It isn’t often you come across two articles, on the same page in one newspaper that defy intellectual rigor and speak so loudly to a mentality that demeans people of lesser means than these two articles which appeared in the March 25 edition of the WSJ:  “Why the SAT Isn’t a ‘Student Affluence Test’” by Charles Murray and “The Next Welfare Reform:  Food Stamps” by Jason Riley.

First, Charles Murray.  Never one from whom I’d expect cultural sensitivity or recognition that people of lesser income face tough challenges, Murray in this article descends into absurd conclusions from statistics he presents.

The starting point of his article is a fact.  On SAT tests, as one shifts from family incomes of more than $200,000 to incomes of less than $20,000, you find the average student score on the combined math and reading tests drops from the 74th percentile to the 31st, a drop of 43 percentiles.  Yes, this is income related. 

Then, drawing on a closely related other test, he notes that the movement of family income from $125,000 to $200,000 only results in the score moving up 3 percentage points, from the 76th percentile to the 73rd, “a trivial change.”

How does he go on to explain this and what does he make of it?  What he seemingly wants to make of it is that income differences really aren’t that important.  He does it by asserting that although children from families of $125,000 “probably live in an unremarkable home in a middle class neighborhood and send their children to public schools,” they suffer “only a trivial disadvantage when competing with children from families who are far more wealthy.”  Implicit here is the notion that a $125,000 income is “not that well off.”  Fact:  it is two and a half times the average household.  The fact that SAT scores within that income band don’t differ a lot doesn’t strike me as remarkable.  What makes it even less unremarkable is what Murray tells us next:  the comparison has been carried out among families whose mothers have equal IQs.  How about that?  He puts aside entirely the well-established fact that a mother’s IQ, which has been influenced by her family’s structure (including its income) would have an effect on her child.  In other words, we are likely seeing, at least to some degree, a multi-generational effect. 

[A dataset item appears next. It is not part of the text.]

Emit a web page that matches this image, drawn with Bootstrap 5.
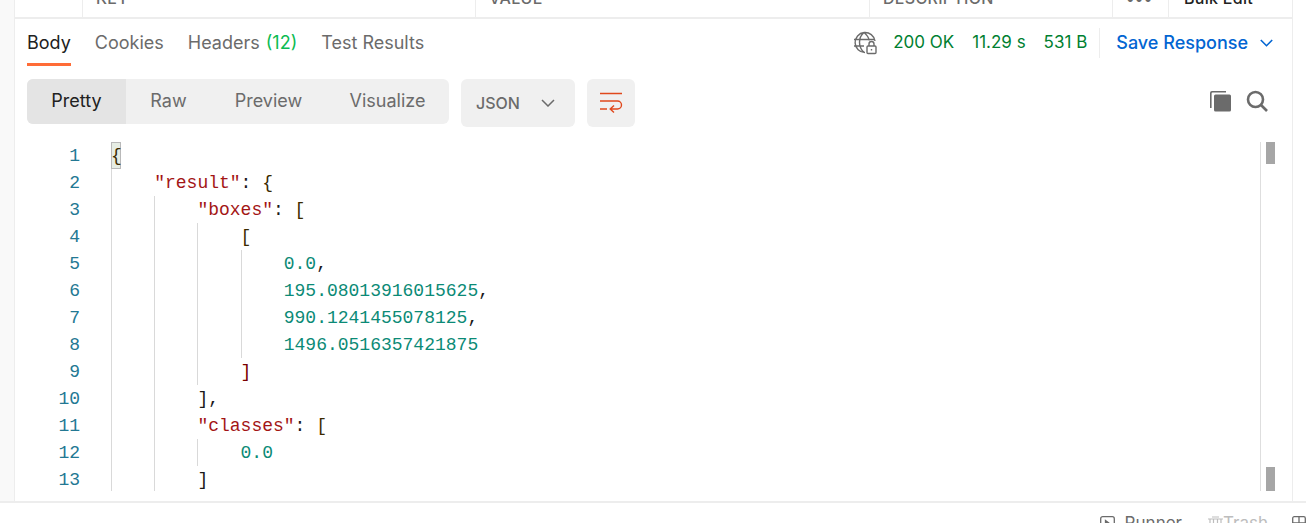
<!doctype html>
<html lang="en"><head><meta charset="utf-8"><title>Response</title>
<link href="https://cdn.jsdelivr.net/npm/bootstrap@5.3.0/dist/css/bootstrap.min.css" rel="stylesheet">
<style>
html,body{height:523px;overflow:hidden;background:#fff}
body{font-family:Inter,"Liberation Sans",sans-serif;font-size:18px;color:#212121}
.shell{height:503px;border-bottom:2px solid #ededed}
.side-l{width:15px;background:#f9f9f9;border-right:1px solid #ededed}
.side-r{width:14px;border-left:1px solid #ededed}
.work{min-width:0}
.strip{height:19px;border-bottom:2px solid #ededed;overflow:hidden;font-size:16px;font-weight:500;color:#6b6b6b;letter-spacing:.3px}
.strip>div{height:17px;border-right:1px solid #ededed;padding-left:13px;line-height:17px;overflow:hidden}
.strip span{display:block;margin-top:-10px}
.c0{width:68px;padding-left:0!important}.c1{width:393px}.c2{width:394px}.c3{width:243px}.c4{width:56px}.c5{flex:1;border-right:0!important;padding-left:15px!important;color:#212121}
.tabsrow{height:47px;padding:0 19px 0 12px}
.tabx{height:47px;line-height:48px;color:#6b6b6b;margin-right:24px;border-bottom:3px solid transparent}
.tabx.on{color:#212121;border-bottom-color:#ff6c37;height:47px}
.cnt{color:#0cbb52;margin-left:1px}
.globe{margin-right:-2px}
.stat{color:#007f31;margin-left:18px;font-size:17px}
.vdiv{width:1px;height:30px;background:#ededed;margin:0 16px 0 12px}
.save{color:#0265d2;font-weight:500}
.chev{margin-left:12px}
.toolrow{padding:13px 0 0 12px;height:76px}
.seg{height:45px;width:422px;background:#f0f0f0;border-radius:6px;overflow:hidden;color:#6b6b6b}
.seg>div{line-height:44px;text-align:center}
.seg .act{width:99px;background:#e4e4e4;color:#212121}
.s2{width:85px}.s3{width:115px}.s4{width:123px}
.fmt{height:48px;background:#f0f0f0;border-radius:6px;margin-left:12px;color:#6b6b6b}
.fmt.js{width:114px;font-size:16px;font-weight:500;padding-left:15px}
.fmt.js svg{margin-right:20px}
.fmt.wr{width:48px}
.tools{margin-left:auto;padding-right:24px;height:44px;gap:15px}
.editor{height:349px;overflow:hidden;font-family:"Liberation Mono",monospace;font-size:18px;line-height:27px;padding-left:12px}
.gut{width:53px;text-align:right;color:#237893}
.code{margin-left:31px;width:1149px}
.ln{height:27px;line-height:29px;white-space:pre}
.ig{display:inline-block;width:43.2px;height:27px;border-left:1.5px solid #d9d9d9;vertical-align:top}
.k{color:#a31515}.n{color:#0b8a76}.p{color:#1a1a1a}.b{color:#3b2a00}.br{color:#7a0000}
.mt{display:inline-block;width:9.6px;height:27px;background:#e6ede4;border:1px solid #b9b9b9;line-height:27px;color:#3b2a00;vertical-align:top;text-indent:-1px}
.sb{width:16px;border-left:1px solid #dedede;padding-left:5px}
.th{width:9px;background:#a6a6a6}
.foot{height:20px;overflow:hidden;font-size:17px;color:#6b6b6b;padding-top:9px;line-height:22px}
.foot svg{flex:none;margin-top:4px}
.run-i{margin-right:10px}
.tr-i{margin-left:26px}
.dim{color:#bdbdbd}
.tr{margin-right:24px}
</style></head><body>
<div class="shell d-flex">
  <div class="side-l flex-shrink-0"></div>
  <div class="work flex-grow-1 d-flex flex-column">
    <div class="strip d-flex">
      <div class="c0"></div><div class="c1"><span>KEY</span></div><div class="c2"><span>VALUE</span></div><div class="c3"><span>DESCRIPTION</span></div><div class="c4"><span>•••</span></div><div class="c5"><span>Bulk Edit</span></div>
    </div>
    <div class="tabsrow d-flex align-items-center">
      <div class="tabx on">Body</div><div class="tabx">Cookies</div><div class="tabx">Headers <span class="cnt">(12)</span></div><div class="tabx">Test Results</div>
      <svg class="ms-auto globe" width="25" height="24" viewBox="0 0 25 24" fill="none" stroke="#6b6b6b" stroke-width="1.4"><path d="M13 21.5a10 10 0 1 1 10-11.5M2 8.5h20M2 15h10M12 1.5c-6 5-6 14 0 20M12 1.5c3.5 3 5 6 5.2 8"/><rect x="15" y="15" width="9" height="7.5" rx="1" fill="#fff"/><path d="M17 15v-2a2.5 2.5 0 0 1 5 0v2M19.500 18v1.500"/></svg>
      <div class="stat">200 OK</div><div class="stat">11.29 s</div><div class="stat">531 B</div><div class="vdiv"></div>
      <div class="save">Save Response</div>
      <svg class="chev" width="13" height="8" viewBox="0 0 13 8" fill="none" stroke="#0265d2" stroke-width="1.600"><path d="M.8 1l5.700 5.700L12.200 1"/></svg>
    </div>
    <div class="toolrow d-flex">
      <div class="seg d-flex"><div class="act">Pretty</div><div class="s2">Raw</div><div class="s3">Preview</div><div class="s4">Visualize</div></div>
      <div class="fmt js d-flex align-items-center">JSON<svg class="ms-auto" width="14" height="8" viewBox="0 0 14 8" fill="none" stroke="#6b6b6b" stroke-width="1.500"><path d="M1 1l6 6 6-6"/></svg></div>
      <div class="fmt wr d-flex align-items-center justify-content-center"><svg width="24" height="22" viewBox="0 0 24 22" fill="none" stroke="#e0481c" stroke-width="1.400"><path d="M1 1.500h22M1 9h17.500a4 4 0 0 1 0 8h-7M15 13.500l-3.800 3.500 3.800 3.500M1 17h7"/></svg></div>
      <div class="tools d-flex align-items-center">
        <svg width="22" height="22" viewBox="0 0 22 22" fill="#6b6b6b"><path d="M1 18V3a2 2 0 0 1 2-2h14v1.600H3.500a.9.9 0 0 0-.9.900V18z"/><rect x="5" y="4.500" width="17" height="17" rx="1.500"/></svg>
        <svg width="22" height="22" viewBox="0 0 22 22" fill="none" stroke="#6b6b6b" stroke-width="2.600"><circle cx="9.500" cy="9.500" r="7.500"/><path d="M15 15l6 6"/></svg>
      </div>
    </div>
    <div class="editor d-flex">
      <div class="gut"><div class="ln">1</div><div class="ln">2</div><div class="ln">3</div><div class="ln">4</div><div class="ln">5</div><div class="ln">6</div><div class="ln">7</div><div class="ln">8</div><div class="ln">9</div><div class="ln">10</div><div class="ln">11</div><div class="ln">12</div><div class="ln">13</div></div>
      <div class="code">
<div class="ln"><span class="mt">{</span></div>
<div class="ln"><span class="ig"></span><span class="k">"result"</span><span class="p">: </span><span class="b">{</span></div>
<div class="ln"><span class="ig"></span><span class="ig"></span><span class="k">"boxes"</span><span class="p">: </span><span class="b">[</span></div>
<div class="ln"><span class="ig"></span><span class="ig"></span><span class="ig"></span><span class="b">[</span></div>
<div class="ln"><span class="ig"></span><span class="ig"></span><span class="ig"></span><span class="ig"></span><span class="n">0.0</span><span class="p">,</span></div>
<div class="ln"><span class="ig"></span><span class="ig"></span><span class="ig"></span><span class="ig"></span><span class="n">195.08013916015625</span><span class="p">,</span></div>
<div class="ln"><span class="ig"></span><span class="ig"></span><span class="ig"></span><span class="ig"></span><span class="n">990.1241455078125</span><span class="p">,</span></div>
<div class="ln"><span class="ig"></span><span class="ig"></span><span class="ig"></span><span class="ig"></span><span class="n">1496.0516357421875</span></div>
<div class="ln"><span class="ig"></span><span class="ig"></span><span class="ig"></span><span class="br">]</span></div>
<div class="ln"><span class="ig"></span><span class="ig"></span><span class="p">],</span></div>
<div class="ln"><span class="ig"></span><span class="ig"></span><span class="k">"classes"</span><span class="p">: </span><span class="b">[</span></div>
<div class="ln"><span class="ig"></span><span class="ig"></span><span class="ig"></span><span class="n">0.0</span></div>
<div class="ln"><span class="ig"></span><span class="ig"></span><span class="p">]</span></div>
      </div>
      <div class="sb d-flex flex-column justify-content-between"><div class="th" style="height:22px"></div><div class="th" style="height:24px"></div></div>
    </div>
  </div>
  <div class="side-r flex-shrink-0"></div>
</div>
<div class="foot d-flex justify-content-end align-items-start">
  <svg class="run-i" width="15" height="15" viewBox="0 0 15 15" fill="none" stroke="#6b6b6b" stroke-width="1.300"><rect x=".7" y=".7" width="13.600" height="13.600" rx="2"/><path d="M5.500 4.500l4 3-4 3z" fill="#6b6b6b"/></svg>
  <span>Runner</span>
  <svg class="tr-i" width="15" height="15" viewBox="0 0 15 15" fill="none" stroke="#bdbdbd" stroke-width="1.200"><path d="M0 3h15M4 1h7M2 3v12M5.500 3v12M9.500 3v12M13 3v12"/></svg>
  <span class="dim tr">Trash</span>
  <svg width="14" height="15" viewBox="0 0 14 15" fill="none" stroke="#6b6b6b" stroke-width="1.300"><rect x=".7" y=".7" width="12.600" height="13.600" rx="1.500"/><path d="M.7 7h12.600M7 .7V7"/><rect x="2.500" y="9" width="3" height="3" fill="#6b6b6b"/></svg>
</div>
</body></html>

But that’s only the start, and the lesser, of Murray’s misuse of data.
 
He next talks about a family with an income of $60,000 (without disclosing the SAT results at that level), saying [they] are “likely to be regularly employed, with all the things that regular employment says about a family.  The parents are likely to be conveying advantages other than IQ, such as self-discipline, determination and resilience—‘grit’—as this cluster of hard-to-measure qualities is starting to be called in the technical literature.”  He thereby implies, without stating it, that the difference in SAT scores between a $60,000 income and the previously stated $200,000 income is small (a “non-established fact”) because they share “grit.” 

Then, he moves on to an income level of $15,000 for which we have already learned there is a major differentiation in SAT scores vs. a higher income family.  About this family, he says they are “more likely to be irregularly employed or subsisting on welfare, with negative implications for that same bundle of attributes.  Somewhere near $100,000, the marginal increments in ‘grit’ associated with the greater income taper off and further increases in income make little difference.” 

Here he is suggesting, that lower-income families are in that position importantly because they lack “grit.”  Tell that to somebody who is working for $9/hour, 40 hours a week, doing the best they can with the education they have, and taking home less than $20,000/year before taxes.

Where does Murray end up after this confused presentation of stereotypical thinking and sloppy statistics?  He says: “What we need is an educational system that brings children of all combination of assets and deficits, having identified things they enjoy doing and having learned how to do them well.  What we need is a society that has valued places for people with all combinations of assets and deficits.  Both goals call for completely different agendas than the ones that dominate today’s rhetoric about educational and economic inequality.”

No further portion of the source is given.